I’am experiencing a really slow CSV import (running version 2.6.1 of the CSV import module on Omeka S 4.4.1). It seems to be focussed on the “creates”, not the “updates”.
This particular CSV import does not have any links to media nor iiif, it does have references (bij sdo:identifier) to other Omeke resources. A module in use which might have an impact (and I do not want to disable for obvious reasons): Ark (version 3.5.15). Other modules like Solr Search, History and Statistics are already disabled to hunt down the bottleneck.
Currently this Omeka S instance has about 1.7M items each with an ARK identifier.
I have now used xhprof to measure the the import action, specifically line 357 of the create function in the Job/Import.php file.

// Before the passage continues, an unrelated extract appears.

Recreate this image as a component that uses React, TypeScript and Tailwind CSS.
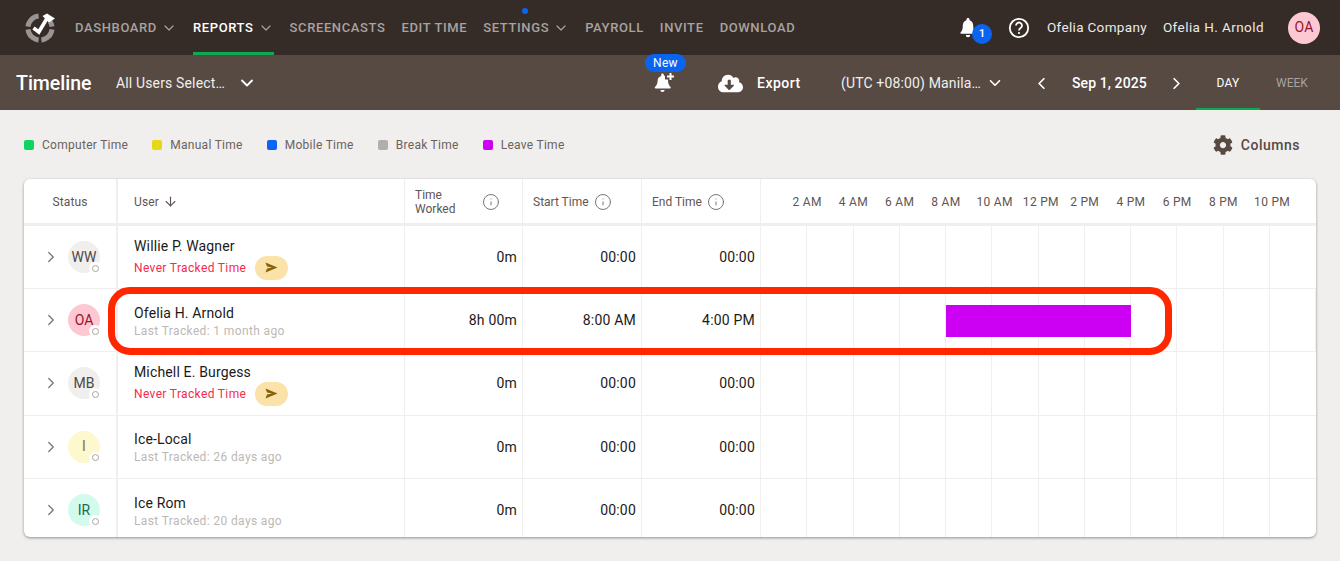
import React from "react";
import { FaCloudDownloadAlt, FaCog } from "react-icons/fa";
import { ChevronDown, ChevronLeft, ChevronRight, ArrowDown, Info } from "lucide-react";

function Logo() {
  return (
    <svg width="30" height="30" viewBox="0 0 30 30" fill="none">
      <g stroke="#9a9492" strokeWidth="5" fill="none">
        <path d="M3 13.6 A12 12 0 0 1 13.6 3" />
        <path d="M3 16.4 A12 12 0 0 0 13.6 27" />
        <path d="M16.4 27 A12 12 0 0 0 27 16.4" />
        <path d="M27 13.6 A12 12 0 0 0 25 8.4" />
      </g>
      <path d="M8.5 15 L13.8 19 L22.5 4.5" stroke="#fff" strokeWidth="3.6" fill="none" />
      <path d="M17.5 3 L22 0.5 L30 5.5 L24 9.5 Z" fill="#fff" />
    </svg>
  );
}

function NavItem({ label, caret, active, hasDot }: { label: string; caret?: boolean; active?: boolean; hasDot?: boolean }) {
  return (
    <div className={`relative flex h-[55px] items-center ${active ? "border-b-[3px] border-[#0eaa4f] pt-[3px]" : ""}`}>
      <span className={`text-[13px] font-medium tracking-[0.62px] ${active ? "text-white" : "text-[#a8a2a0]"}`}>{label}</span>
      {caret && <ChevronDown size={16} strokeWidth={1.8} className="ml-[4px] text-[#a8a2a0]" />}
      {hasDot && <span className="absolute left-[39px] top-[8px] h-[6px] w-[6px] rounded-full bg-[#0a64f0]" />}
    </div>
  );
}

function Send() {
  return (
    <span className="ml-[9px] flex h-[24px] w-[33px] items-center justify-center rounded-[12px] bg-[#fbe2a8]">
      <svg width="13" height="11" viewBox="0 0 13 11"><path d="M0.5 0.5 L12.5 5.5 L0.5 10.5 L2 6.5 L7 5.5 L2 4.5 Z" fill="#85620f" /></svg>
    </span>
  );
}

type Row = {
  initials: string;
  name: string;
  sub: string;
  never?: boolean;
  avatar: string;
  avatarText: string;
  worked: string;
  start: string;
  end: string;
  bar?: boolean;
};

const rows: Row[] = [
  { initials: "WW", name: "Willie P. Wagner", sub: "Never Tracked Time", never: true, avatar: "bg-[#f0efee]", avatarText: "text-[#4f4744]", worked: "0m", start: "00:00", end: "00:00" },
  { initials: "OA", name: "Ofelia H. Arnold", sub: "Last Tracked: 1 month ago", avatar: "bg-[#fdc8d2]", avatarText: "text-[#96142f]", worked: "8h 00m", start: "8:00 AM", end: "4:00 PM", bar: true },
  { initials: "MB", name: "Michell E. Burgess", sub: "Never Tracked Time", never: true, avatar: "bg-[#f0efee]", avatarText: "text-[#4f4744]", worked: "0m", start: "00:00", end: "00:00" },
  { initials: "I", name: "Ice-Local", sub: "Last Tracked: 26 days ago", avatar: "bg-[#fdf8ce]", avatarText: "text-[#8c7418]", worked: "0m", start: "00:00", end: "00:00" },
  { initials: "IR", name: "Ice Rom", sub: "Last Tracked: 20 days ago", avatar: "bg-[#d2fbee]", avatarText: "text-[#1c6b4d]", worked: "0m", start: "00:00", end: "00:00" },
];

const hours = ["2 AM", "4 AM", "6 AM", "8 AM", "10 AM", "12 PM", "2 PM", "4 PM", "6 PM", "8 PM", "10 PM"];
const legend = [
  ["Computer Time", "bg-[#0fd45f]"],
  ["Manual Time", "bg-[#e8d619]"],
  ["Mobile Time", "bg-[#0a64f5]"],
  ["Break Time", "bg-[#b3aeab]"],
  ["Leave Time", "bg-[#cc00f2]"],
];
const cols = "grid grid-cols-[94px_287px_118px_119px_119px_1fr]";

function HeadInfo({ label, wide }: { label: React.ReactNode; wide?: boolean }) {
  return (
    <div className={`flex items-center border-r border-[#f0efee] pl-[10px] pt-[1px] text-[12px] leading-[14px] text-[#5f5552] ${wide ? "justify-between pr-[22px]" : "gap-[5px]"}`}>
      <span>{label}</span>
      <Info size={18} strokeWidth={1.3} className="text-[#7a716d]" />
    </div>
  );
}

export default function App() {
  return (
    <div className="relative h-[561px] w-[1340px] overflow-hidden bg-[#f0efee] font-['Roboto',sans-serif]">
      <header className="flex h-[55px] items-center bg-[#352c28]">
        <div className="ml-[25px] flex w-[50px]"><Logo /></div>
        <div className="flex items-center">
          <div className="mr-[8px]"><NavItem label="DASHBOARD" caret /></div>
          <div className="mr-[8px] px-[8px]"><NavItem label="REPORTS" caret active /></div>
          <div className="mr-[16px]"><NavItem label="SCREENCASTS" /></div>
          <div className="mr-[16px]"><NavItem label="EDIT TIME" /></div>
          <div className="mr-[16px]"><NavItem label="SETTINGS" caret hasDot /></div>
          <div className="mr-[16px]"><NavItem label="PAYROLL" /></div>
          <div className="mr-[16px]"><NavItem label="INVITE" /></div>
          <NavItem label="DOWNLOAD" />
        </div>
        <div className="ml-auto flex items-center">
          <div className="relative mr-[32px] h-[22px] w-[16px]">
            <svg width="16" height="22" viewBox="0 0 16 22" fill="#fff">
              <path d="M8 1 c.9 0 1.5.6 1.5 1.4 v.8 c2.4.6 3.7 2.8 3.7 5.3 0 3.6.7 5.4 2.3 7 .4.5.1 1.2-.6 1.2 H1.1 c-.7 0-1-.7-.6-1.2 1.6-1.6 2.3-3.4 2.3-7 0-2.5 1.3-4.7 3.7-5.3 v-.8 C6.5 1.6 7.1 1 8 1 Z M5.8 18 h4.4 a2.2 2.2 0 0 1-4.4 0 Z" />
            </svg>
            <span className="absolute left-[12px] top-[7px] flex h-[20px] w-[20px] items-center justify-center rounded-full bg-[#0a64f0] text-[11.5px] font-medium text-white">1</span>
          </div>
          <svg width="22" height="22" viewBox="0 0 22 22" fill="none" className="mr-[17px]">
            <circle cx="11" cy="11" r="9.2" stroke="#fff" strokeWidth="1.8" />
            <path d="M8 8.6 a3 3 0 1 1 4.6 2.5 c-1 .7 -1.6 1.2 -1.6 2.5" stroke="#fff" strokeWidth="1.8" />
            <circle cx="11" cy="16" r="1.1" fill="#fff" />
          </svg>
          <span className="mr-[16px] text-[13.5px] tracking-[0.33px] text-[#ece9e7]">Ofelia Company</span>
          <span className="mr-[24px] text-[13.5px] tracking-[0.43px] text-[#ece9e7]">Ofelia H. Arnold</span>
          <span className="mr-[20px] flex h-[32px] w-[32px] items-center justify-center rounded-full bg-[#fdc8d2] text-[14px] tracking-[0.3px] text-[#96142f]">OA</span>
        </div>
      </header>

      <div className="flex h-[55px] items-center bg-[#574a43] pt-[1px] text-white">
        <span className="ml-[16px] w-[76px] whitespace-nowrap pt-[1px] text-[19.5px] font-medium">Timeline</span>
        <span className="ml-[24px] w-[109px] whitespace-nowrap text-[14px] tracking-[0.15px] text-[#f0efee]">All Users Select…</span>
        <ChevronDown size={20} strokeWidth={2.2} className="ml-[12px]" />
        <div className="relative ml-[396px] flex h-[22px] w-[22px] justify-center">
          <svg width="22" height="22" viewBox="0 0 22 22" fill="#fff">
            <path d="M9.5 1.5 c.8 0 1.3.6 1.3 1.3 v.7 c.5.1 .9.3 1.2.5 v3.5 h3 v1.5 c.1 3 1.4 5 2.5 6 .5.5 .2 1.5-.6 1.5 H2.6 c-.8 0-1.1-1-.6-1.5 1.2-1 2.6-3 2.6-6 0-2.4 1.4-4.4 3.6-4.9 V2.8 C8.2 2.1 8.7 1.5 9.5 1.5 Z M7.4 18 h4.2 a2.1 2.1 0 0 1-4.2 0 Z" />
            <path d="M17.5 1 v7 M14 4.5 h7" stroke="#fff" strokeWidth="2" fill="none" />
          </svg>
          <span className="absolute left-[-8px] top-[-18px] flex h-[18px] w-[41px] items-center justify-center rounded-full bg-[#0a64f0] text-[12px] tracking-[0.3px]">New</span>
        </div>
        <FaCloudDownloadAlt size={25} className="ml-[43px]" />
        <span className="ml-[14px] w-[44px] whitespace-nowrap text-[14px] font-medium tracking-[0.5px]">Export</span>
        <span className="ml-[40px] w-[140px] whitespace-nowrap text-[14px] tracking-[0.15px] text-[#f0efee]">(UTC +08:00) Manila…</span>
        <ChevronDown size={18} strokeWidth={2.2} className="ml-[5px]" />
        <ChevronLeft size={19} strokeWidth={2.2} className="ml-[28px]" />
        <span className="ml-[21px] w-[76px] whitespace-nowrap text-[14px] font-medium tracking-[0.1px]">Sep 1, 2025</span>
        <ChevronRight size={19} strokeWidth={2.2} className="ml-[19px]" />
        <div className="ml-[10px] flex h-[54px] w-[64px] items-center justify-center border-b-[2px] border-[#0eaa4f] pt-[1px] text-[12px] tracking-[0.3px]">DAY</div>
        <span className="ml-[16px] text-[12px] text-[#a8a2a0]">WEEK</span>
      </div>

      <div className="flex h-[69px] items-center pl-[24px] pr-[40px] pt-[1px]">
        {legend.map(([label, color]) => (
          <div key={label} className="mr-[24px] flex items-center">
            <span className={`mr-[8px] h-[10px] w-[10px] rounded-[2px] ${color}`} />
            <span className="text-[12px] tracking-[0.28px] text-[#6b625e]">{label}</span>
          </div>
        ))}
        <div className="ml-auto flex items-center">
          <FaCog size={20} className="mr-[8px] text-[#574a43]" />
          <span className="text-[14px] font-medium tracking-[0.5px] text-[#574a43]">Columns</span>
        </div>
      </div>

      <div className="mx-[24px] h-[358px] overflow-hidden rounded-[6px] bg-white shadow-[0_1px_3px_rgba(0,0,0,0.4)]">
        <div className={`${cols} h-[47px] border-b-[3px] border-[#f0efee]`}>
          <div className="flex items-center justify-center border-r-[2px] border-[#f0efee] pt-[1px] text-[12px] tracking-[0.1px] text-[#5f5552]">Status</div>
          <div className="flex items-center border-r border-[#f0efee] pl-[16px] pt-[1px] text-[12px] tracking-[0.1px] text-[#5f5552]">
            User <ArrowDown size={15} strokeWidth={1.8} className="ml-[4px]" />
          </div>
          <HeadInfo wide label={<>Time<br />Worked</>} />
          <HeadInfo label="Start Time" />
          <HeadInfo label="End Time" />
          <div className="grid grid-cols-[23px_repeat(11,46.25px)] items-center pt-[1px]">
            <span />
            {hours.map((h) => (
              <span key={h} className={`whitespace-nowrap text-center text-[12px] tracking-[0.3px] text-[#5f5552] ${h.length === 5 ? "pl-[5px]" : ""}`}>{h}</span>
            ))}
          </div>
        </div>
        {rows.map((r, i) => (
          <div key={r.name} className={`${cols} h-[63.2px] ${i < rows.length - 1 ? "border-b-[1.5px] border-[#f0efee]" : ""}`}>
            <div className="flex items-center border-r-[2px] border-[#f0efee] pl-[18px]">
              <ChevronRight size={18} strokeWidth={1.6} className="text-[#7a716d]" />
              <div className={`relative ml-[8px] flex h-[32px] w-[32px] items-center justify-center rounded-full text-[14px] ${r.avatar} ${r.avatarText}`}>
                {r.initials}
                <span className="absolute bottom-[-1px] right-[-1px] flex h-[12px] w-[12px] items-center justify-center rounded-full bg-white">
                  <span className="h-[7px] w-[7px] rounded-full border-[1.5px] border-[#a8a3a0]" />
                </span>
              </div>
            </div>
            <div className="flex flex-col justify-center border-r border-[#f0efee] pl-[16px] pt-[2px]">
              <div className="text-[14px] leading-[18px] tracking-[0.15px] text-[#1c1a19]">{r.name}</div>
              {r.never ? (
                <div className="mt-[1px] flex items-center text-[12px] tracking-[0.35px] text-[#f8284f]">{r.sub}<Send /></div>
              ) : (
                <div className="mt-[1px] text-[12px] leading-[16px] tracking-[0.37px] text-[#bdb8b5]">{r.sub}</div>
              )}
            </div>
            <div className="flex items-center justify-end border-r border-[#f0efee] pr-[5px] pt-[1px] text-[14px] tracking-[0.2px] text-[#1c1a19]">{r.worked}</div>
            <div className="flex items-center justify-end border-r border-[#f0efee] pr-[5px] pt-[1px] text-[14px] tracking-[0.2px] text-[#1c1a19]">{r.start}</div>
            <div className="flex items-center justify-end border-r border-[#f0efee] pr-[5px] pt-[1px] text-[14px] tracking-[0.2px] text-[#1c1a19]">{r.end}</div>
            <div className="relative grid grid-cols-[repeat(12,46.25px)]">
              {Array.from({ length: 12 }).map((_, k) => (
                <span key={k} className="border-r border-[#f0efee] last:border-r-0" />
              ))}
              {r.bar && <span className="absolute left-[185px] top-[15.5px] h-[32px] w-[185px] bg-[#cc00f2]" />}
            </div>
          </div>
        ))}
      </div>

      <div className="pointer-events-none absolute left-[108px] top-[287px] h-[68px] w-[1064px] rounded-[22px] border-[7.5px] border-[#ff2600]" />
    </div>
  );
}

The profiling output of a single execution of this function has the following output:
This shows that the _dba_fetch_range and dba_nextkey functions - which can be found in Ark/vendor/daniel-km/noid4php/lib/Noid.php - take nearly 400 seconds to mint 50 new ARKs for 50 new resources !?

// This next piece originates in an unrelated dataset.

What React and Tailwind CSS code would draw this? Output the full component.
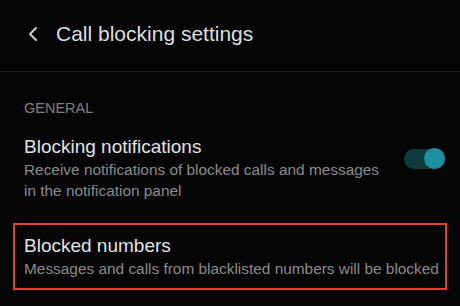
import { ChevronLeft } from 'lucide-react';

function Toggle() {
    return (
        <div className="relative mt-[14px] flex h-[20px] w-[40px] shrink-0 items-center rounded-full bg-[#0f3b3e]">
            <div className="absolute right-[-1px] h-[21px] w-[21px] rounded-full bg-[#1e8fa0]" />
        </div>
    );
}

export default function App() {
    return (
        <div
            className="flex h-[306px] w-[460px] flex-col overflow-hidden bg-[#050505]"
            style={{ fontFamily: '"Liberation Sans", Arial, sans-serif' }}
        >
            <div className="flex h-[71px] items-center gap-[11px] pl-[21px] pb-[4px]">
                <ChevronLeft size={24} strokeWidth={1.8} className="text-[#d8d8d8]" />
                <span className="text-[21px] text-[#dedede]">Call blocking settings</span>
            </div>
            <div className="h-px bg-[#1d1d1d]" />

            <div className="px-[24px] pt-[26px] text-[14.5px] text-[#7f7f7f]">GENERAL</div>

            <div className="flex items-start justify-between pt-[15px] pl-[24px] pr-[16px]">
                <div className="flex flex-col">
                    <span className="text-[19px] leading-[24px] text-[#e2e2e2]">Blocking notifications</span>
                    <span className="text-[15.4px] leading-[21px] text-[#8a8a8a]">
                        Receive notifications of blocked calls and messages
                        <br />
                        in the notification panel
                    </span>
                </div>
                <Toggle />
            </div>

            <div className="mx-[13px] mt-[22px] flex h-[67px] flex-col justify-center border-2 border-[#e3402d] pl-[9px]">
                <span className="text-[19px] leading-[24px] text-[#e2e2e2]">Blocked numbers</span>
                <span className="text-[15.4px] leading-[21px] text-[#8a8a8a]">
                    Messages and calls from blacklisted numbers will be blocked
                </span>
            </div>
        </div>
    );
}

Is this expected behaviour? Well, if I look at the code of Noid.php in daniel-km/noid4php (version 1.1.2 as is specified in composer.json of the Ark module, 1.2.1 is the current version of noid4php released in april this year) I see the following comment with the _dba_fetch_range function:
/**
* Workaround to get an array of all keys matching a simple pattern.
*
* @internal The default extension "dba" doesn't allow to get range of keys.
* This workaround may be slow on big bases and may need a lot of memory.
* @todo Build a partial temporary base to avoid memory out for big bases.
*
* @param string $pattern The pattern of the keys to retrieve (no regex).
* @param resource $db
* @return array Ordered associative array of matching keys and values.
*/
@Daniel_KM can I use noid4php version 1.2.1 as a drop-in replacement for version 1.1.2? Or will this be part of the nex release of Omeka-S-module-Ark?
Would disabling the ARK module for the import and enabling after the import work, or would the “Create ARKs” admin action then take a very long time (just shifting the problem).
I really want ARKs for all of my items, so I hope a solution can be found to make creating ARKS a scalable function.